For long-horizon rollouts (thousands of steps in robotics, climate, biology), this is the difference between "fits on the GPU" and "doesn't."
Caveat: the adjoint trades memory for numerical accuracy, and naive adjoints are unstable for stiff systems. Modern variants (interpolated adjoint, ANODE, seminorm-based adjoint) mitigate this but it's not free.
4. Elegance — and actual leverage — for control
Continuous dynamics open up a century of optimal-control machinery:
- Pontryagin's Maximum Principle for trajectory optimization.
- Hamilton–Jacobi–Bellman equations for value functions in continuous state/time.
- Model Predictive Control that natively handles continuous-time horizons and constraints.
- Differentiable physics simulators speak the same language — backprop through contact, friction, fluids.

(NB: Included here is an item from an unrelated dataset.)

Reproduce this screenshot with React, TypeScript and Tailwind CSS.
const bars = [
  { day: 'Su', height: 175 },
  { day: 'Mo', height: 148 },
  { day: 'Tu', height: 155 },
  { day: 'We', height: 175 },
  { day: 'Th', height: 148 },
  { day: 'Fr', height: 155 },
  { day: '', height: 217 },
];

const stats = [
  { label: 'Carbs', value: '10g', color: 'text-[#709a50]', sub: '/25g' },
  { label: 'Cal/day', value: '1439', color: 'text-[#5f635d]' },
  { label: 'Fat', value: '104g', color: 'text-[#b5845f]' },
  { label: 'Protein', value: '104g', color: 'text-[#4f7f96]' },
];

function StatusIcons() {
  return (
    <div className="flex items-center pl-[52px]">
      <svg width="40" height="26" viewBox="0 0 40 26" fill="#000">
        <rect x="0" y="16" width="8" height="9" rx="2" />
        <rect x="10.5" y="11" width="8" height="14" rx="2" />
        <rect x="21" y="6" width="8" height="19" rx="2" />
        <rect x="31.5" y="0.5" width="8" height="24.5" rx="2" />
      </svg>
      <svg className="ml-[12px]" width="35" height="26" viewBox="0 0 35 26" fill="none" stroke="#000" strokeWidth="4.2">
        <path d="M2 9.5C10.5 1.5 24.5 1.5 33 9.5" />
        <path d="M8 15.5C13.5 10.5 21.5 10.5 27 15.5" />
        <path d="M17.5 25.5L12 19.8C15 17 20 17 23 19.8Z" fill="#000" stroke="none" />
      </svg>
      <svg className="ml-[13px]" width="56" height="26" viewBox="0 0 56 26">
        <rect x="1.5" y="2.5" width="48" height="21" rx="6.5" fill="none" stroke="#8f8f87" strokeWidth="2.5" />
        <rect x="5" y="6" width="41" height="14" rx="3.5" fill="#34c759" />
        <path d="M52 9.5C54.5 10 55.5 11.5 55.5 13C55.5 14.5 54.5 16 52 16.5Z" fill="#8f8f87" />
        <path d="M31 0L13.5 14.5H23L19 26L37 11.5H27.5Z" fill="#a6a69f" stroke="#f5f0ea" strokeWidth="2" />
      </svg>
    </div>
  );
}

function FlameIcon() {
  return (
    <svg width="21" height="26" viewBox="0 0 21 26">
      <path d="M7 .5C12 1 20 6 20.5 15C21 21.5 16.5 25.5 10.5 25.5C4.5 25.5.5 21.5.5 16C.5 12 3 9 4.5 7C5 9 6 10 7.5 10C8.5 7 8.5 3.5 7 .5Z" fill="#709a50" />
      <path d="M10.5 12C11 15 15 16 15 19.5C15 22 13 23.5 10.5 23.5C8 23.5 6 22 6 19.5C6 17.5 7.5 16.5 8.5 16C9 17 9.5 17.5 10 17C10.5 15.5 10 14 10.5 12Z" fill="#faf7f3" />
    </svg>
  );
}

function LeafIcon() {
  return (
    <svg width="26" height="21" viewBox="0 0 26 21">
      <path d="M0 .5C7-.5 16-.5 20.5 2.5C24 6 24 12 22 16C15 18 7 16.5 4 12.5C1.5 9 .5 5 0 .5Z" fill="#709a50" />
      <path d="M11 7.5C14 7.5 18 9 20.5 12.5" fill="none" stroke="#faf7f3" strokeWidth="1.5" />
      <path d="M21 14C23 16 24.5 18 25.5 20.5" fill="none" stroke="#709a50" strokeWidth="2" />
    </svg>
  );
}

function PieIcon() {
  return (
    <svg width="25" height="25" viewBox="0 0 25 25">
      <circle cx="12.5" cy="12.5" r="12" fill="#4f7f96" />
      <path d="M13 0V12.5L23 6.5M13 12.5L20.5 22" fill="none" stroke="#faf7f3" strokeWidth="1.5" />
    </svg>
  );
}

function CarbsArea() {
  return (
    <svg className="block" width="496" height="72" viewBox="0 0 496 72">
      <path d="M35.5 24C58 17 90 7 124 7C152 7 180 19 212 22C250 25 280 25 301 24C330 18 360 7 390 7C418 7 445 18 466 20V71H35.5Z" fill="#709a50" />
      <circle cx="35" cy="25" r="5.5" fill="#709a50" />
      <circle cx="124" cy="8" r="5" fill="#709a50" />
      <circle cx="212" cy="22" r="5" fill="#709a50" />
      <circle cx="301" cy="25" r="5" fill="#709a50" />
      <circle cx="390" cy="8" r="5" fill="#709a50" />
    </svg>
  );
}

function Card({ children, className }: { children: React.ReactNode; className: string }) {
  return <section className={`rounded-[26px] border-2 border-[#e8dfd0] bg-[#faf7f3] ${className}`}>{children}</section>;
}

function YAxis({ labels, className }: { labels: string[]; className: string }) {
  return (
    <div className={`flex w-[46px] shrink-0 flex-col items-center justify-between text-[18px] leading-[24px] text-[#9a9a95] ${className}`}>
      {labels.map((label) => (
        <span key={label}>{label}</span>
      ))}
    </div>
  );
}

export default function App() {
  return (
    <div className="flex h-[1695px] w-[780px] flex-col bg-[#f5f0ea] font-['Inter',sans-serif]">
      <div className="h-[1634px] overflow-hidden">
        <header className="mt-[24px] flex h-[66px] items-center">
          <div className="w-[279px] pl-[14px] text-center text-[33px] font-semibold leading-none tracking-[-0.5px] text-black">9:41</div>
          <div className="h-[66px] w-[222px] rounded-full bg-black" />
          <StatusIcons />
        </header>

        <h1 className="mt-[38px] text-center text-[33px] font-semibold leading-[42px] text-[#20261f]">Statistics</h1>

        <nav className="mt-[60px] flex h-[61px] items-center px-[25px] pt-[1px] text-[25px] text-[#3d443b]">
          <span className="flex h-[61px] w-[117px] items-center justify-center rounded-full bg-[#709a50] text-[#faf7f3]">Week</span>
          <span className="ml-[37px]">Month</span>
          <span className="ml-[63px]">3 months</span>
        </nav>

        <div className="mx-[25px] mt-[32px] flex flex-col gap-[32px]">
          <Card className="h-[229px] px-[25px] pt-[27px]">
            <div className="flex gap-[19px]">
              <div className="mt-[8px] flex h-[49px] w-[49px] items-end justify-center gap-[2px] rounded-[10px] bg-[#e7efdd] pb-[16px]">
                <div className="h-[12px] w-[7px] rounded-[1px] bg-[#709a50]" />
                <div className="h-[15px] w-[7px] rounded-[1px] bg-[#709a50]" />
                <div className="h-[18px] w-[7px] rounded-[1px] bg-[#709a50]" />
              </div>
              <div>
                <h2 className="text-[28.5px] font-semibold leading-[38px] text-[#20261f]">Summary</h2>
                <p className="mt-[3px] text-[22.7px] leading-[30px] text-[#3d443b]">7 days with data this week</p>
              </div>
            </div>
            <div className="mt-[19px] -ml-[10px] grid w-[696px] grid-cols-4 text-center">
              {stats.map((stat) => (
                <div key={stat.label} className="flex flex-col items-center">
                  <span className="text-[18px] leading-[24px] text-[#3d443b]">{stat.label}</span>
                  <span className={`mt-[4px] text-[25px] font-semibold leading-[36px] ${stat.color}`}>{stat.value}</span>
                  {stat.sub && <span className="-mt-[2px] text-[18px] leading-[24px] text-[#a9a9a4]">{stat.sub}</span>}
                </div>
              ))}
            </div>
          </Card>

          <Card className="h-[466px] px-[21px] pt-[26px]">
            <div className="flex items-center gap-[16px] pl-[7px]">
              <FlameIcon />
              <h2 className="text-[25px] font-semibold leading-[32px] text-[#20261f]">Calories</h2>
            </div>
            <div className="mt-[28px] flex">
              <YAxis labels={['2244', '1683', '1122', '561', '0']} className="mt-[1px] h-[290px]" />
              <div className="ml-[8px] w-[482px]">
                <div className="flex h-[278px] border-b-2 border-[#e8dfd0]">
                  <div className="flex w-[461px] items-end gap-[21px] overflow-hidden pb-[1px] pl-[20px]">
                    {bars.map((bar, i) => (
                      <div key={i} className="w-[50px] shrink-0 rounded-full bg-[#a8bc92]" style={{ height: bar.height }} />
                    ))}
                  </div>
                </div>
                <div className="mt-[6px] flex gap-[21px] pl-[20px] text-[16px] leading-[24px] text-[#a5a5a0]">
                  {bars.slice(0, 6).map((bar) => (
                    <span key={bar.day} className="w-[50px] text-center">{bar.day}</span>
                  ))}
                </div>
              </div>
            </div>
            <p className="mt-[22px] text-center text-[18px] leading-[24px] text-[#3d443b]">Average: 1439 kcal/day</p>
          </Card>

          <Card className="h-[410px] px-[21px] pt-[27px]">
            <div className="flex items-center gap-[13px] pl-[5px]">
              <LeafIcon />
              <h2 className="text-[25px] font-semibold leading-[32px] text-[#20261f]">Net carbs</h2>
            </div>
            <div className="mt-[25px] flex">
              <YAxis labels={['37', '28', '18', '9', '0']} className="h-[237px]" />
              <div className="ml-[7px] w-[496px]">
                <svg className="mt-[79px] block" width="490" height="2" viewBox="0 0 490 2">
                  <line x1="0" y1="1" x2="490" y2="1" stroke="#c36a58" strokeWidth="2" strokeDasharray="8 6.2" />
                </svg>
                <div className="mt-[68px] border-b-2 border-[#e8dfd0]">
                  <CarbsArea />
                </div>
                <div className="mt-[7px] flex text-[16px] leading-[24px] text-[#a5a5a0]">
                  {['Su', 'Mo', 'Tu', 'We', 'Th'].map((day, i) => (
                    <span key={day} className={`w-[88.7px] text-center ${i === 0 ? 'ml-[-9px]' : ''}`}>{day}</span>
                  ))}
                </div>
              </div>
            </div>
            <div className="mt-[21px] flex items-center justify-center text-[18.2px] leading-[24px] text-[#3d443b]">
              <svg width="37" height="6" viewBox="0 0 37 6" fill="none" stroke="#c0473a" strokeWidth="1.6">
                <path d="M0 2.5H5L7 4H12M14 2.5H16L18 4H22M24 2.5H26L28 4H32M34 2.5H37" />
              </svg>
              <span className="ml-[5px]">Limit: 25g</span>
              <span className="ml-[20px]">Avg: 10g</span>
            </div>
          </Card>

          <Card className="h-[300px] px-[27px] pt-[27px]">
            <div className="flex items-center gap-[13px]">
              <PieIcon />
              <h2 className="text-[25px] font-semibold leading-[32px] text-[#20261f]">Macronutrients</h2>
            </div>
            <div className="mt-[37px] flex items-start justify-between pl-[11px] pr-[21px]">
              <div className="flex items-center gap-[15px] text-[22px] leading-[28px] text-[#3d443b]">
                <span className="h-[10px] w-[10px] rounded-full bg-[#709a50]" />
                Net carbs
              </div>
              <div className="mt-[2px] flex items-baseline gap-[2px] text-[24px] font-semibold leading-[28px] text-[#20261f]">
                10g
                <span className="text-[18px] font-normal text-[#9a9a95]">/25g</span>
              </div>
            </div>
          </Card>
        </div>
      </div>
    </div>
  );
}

You can get planning out of a discrete latent model (CEM, MPPI in Dreamer), but you're discretizing a continuous problem to use discrete tools and then re-continuizing for the controller. A native continuous latent dynamics + a continuous controller is one fewer impedance mismatch.
This is the case I think is most under-appreciated — and where the World Labs / Genie / Cosmos crowd hasn't really pushed yet.

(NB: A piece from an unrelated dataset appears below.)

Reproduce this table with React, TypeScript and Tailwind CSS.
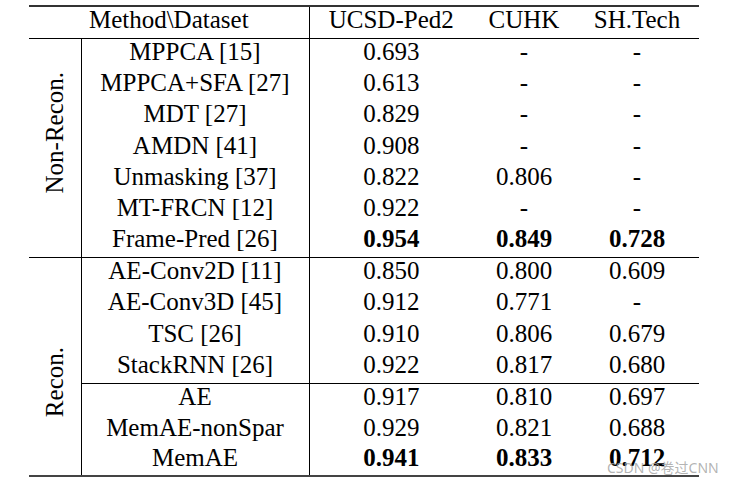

5. Multi-timescale / stiff dynamics
Most interesting systems have widely separated timescales: fast electrical dynamics + slow mechanical, fast chemistry + slow diffusion, fast micro-policy + slow macro-strategy. Adaptive ODE solvers (Dormand–Prince, implicit methods for stiff regimes) automatically vary step size to track whatever timescale is currently dominant.

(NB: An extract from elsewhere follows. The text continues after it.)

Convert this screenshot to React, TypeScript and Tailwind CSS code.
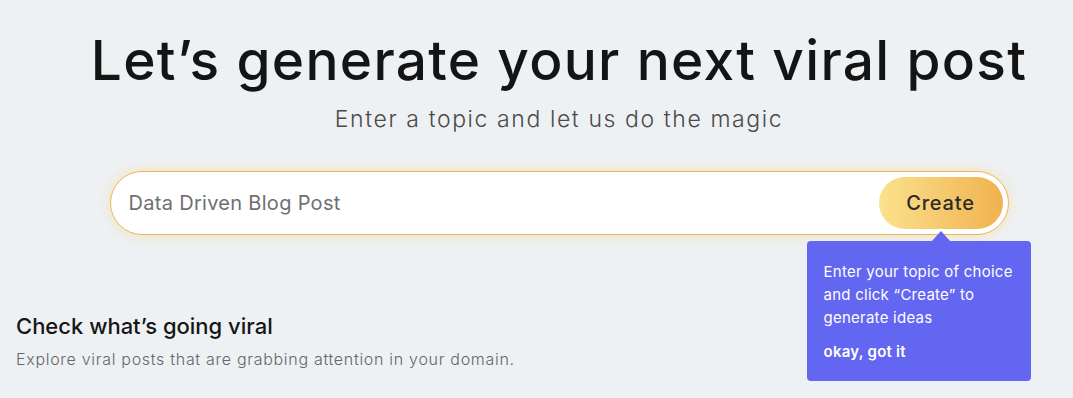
import React from 'react';

const font = { fontFamily: 'Inter, "Open Sans", sans-serif' };

function Tooltip() {
  return (
    <div className="absolute left-[697px] top-[70px] w-[224px] rounded-[4px] bg-[#6366f1] px-[17px] pt-[19px] pb-[18px] text-white">
      <div className="absolute -top-[10px] left-[124px] h-0 w-0 border-x-[10px] border-b-[11px] border-x-transparent border-b-[#6366f1]" />
      <p className="text-[15px] leading-[23px] tracking-[0.25px]">
        Enter your topic of choice and click “Create” to generate ideas
      </p>
      <button className="mt-[11px] text-[15px] font-semibold leading-[23px] tracking-[0.25px]">okay, got it</button>
    </div>
  );
}

export default function App() {
  return (
    <div className="h-[398px] w-[1073px] overflow-hidden bg-[#eef1f4]" style={font}>
      <div className="flex w-[1118px] flex-col items-center pt-[28px]">
        <h1 className="text-[55px] font-medium leading-[64px] tracking-[1.3px] text-[#141414]">
          Let’s generate your next viral post
        </h1>
        <p className="mt-[13px] text-[23px] font-light leading-[28px] tracking-[1.6px] text-[#4a4a4a]">
          Enter a topic and let us do the magic
        </p>
        <div className="relative mt-[38px] w-[899px]">
          <div className="flex h-[64px] items-center rounded-full border border-[#f0b653] bg-white pl-[18px] pr-[5px] shadow-[0_0_14px_rgba(250,204,80,0.35)]">
            <input
              className="flex-1 bg-transparent text-[20px] tracking-[0.3px] text-[#707070] outline-none placeholder:text-[#707070]"
              placeholder="Data Driven Blog Post"
            />
            <button className="h-[52px] w-[124px] rounded-full bg-gradient-to-r from-[#fbe18e] to-[#f0b24c] text-[20px] font-medium tracking-[0.8px] text-[#2b2b2b]">
              Create
            </button>
          </div>
          <Tooltip />
        </div>
      </div>
      <div className="mt-[77px] px-[16px]">
        <h2 className="text-[22px] font-medium leading-[28px] text-[#161616]">Check what’s going viral</h2>
        <p className="mt-[7px] text-[16px] font-light leading-[24px] tracking-[0.7px] text-[#666]">
          Explore viral posts that are grabbing attention in your domain.
        </p>
      </div>
    </div>
  );
}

A fixed-step discrete model is stuck either spending compute on the slow-and-boring or undersampling the fast-and-critical.
6. Querying state at arbitrary time — beyond rollout
Once dynamics are continuous, you can ask:
- "What was the state halfway between frame 17 and 18?" — video interpolation / super-resolution at any FPS.
- "When was the joint at maximum velocity?" — peak-finding without per-step search.
- "Integrate the cost function exactly between two events" — clean reward shaping.
Discrete models can only answer questions defined on their grid. Continuous models answer continuous questions.
7. Latent SDEs for principled uncertainty
dz = f(z,t) dt + g(z,t) dW is the same machinery as score-based diffusion, but used as a world model, not a generator. The diffusion term gives calibrated aleatoric uncertainty that propagates correctly forward in time — discrete ensembles fake this by sampling.
Score-based world models (Latent SDE, neural SDE) are a small but growing literature; if you care about risk-sensitive control, this matters.
And — to keep it honest — where ODEs don't help
- Discrete event-driven systems: game state transitions, dialog acts, symbolic reasoning. There is no
dz/dtbecause nothing is "between" the discrete states. - Tokenized regimes: LLMs, VQ-VAE world models like IRIS or Genie (Bruce 2024). The latent is a sequence of discrete codes; smoothing them with an ODE doesn't help.
- Short-horizon high-frequency rollouts at uniform rate (Atari, most current video models): the discrete machinery is fine, and the implementation overhead of ODE solvers is real engineering tax.
- When you don't actually care about intermediate states: if the only thing you ever ask the model is "next frame at +30 ms", continuous internal dynamics buy you nothing.
The honest summary is: continuous-time pays off when the target task is continuous (irregular sampling, physical conservation, control synthesis, multi-timescale), not just because continuous-time is conceptually elegant.
So where does this leave the JEPA + Neural ODE pitch from blog 01?
The strongest version of the pitch is not "replace all world models with continuous latents." It's:
For robotic / physical / multi-sensor world models — exactly the kind World Labs, Wayve, and Toyota Research care about — the data is irregular, the dynamics are structured, the horizons are long, and the downstream task is control. Every single one of those favors continuous latent dynamics over discrete-step RSSMs.
JEPA gives you the right space. Neural ODEs give you the right evolution in that space. The two are complementary; the combined object is a defensible model class, not a vanity project.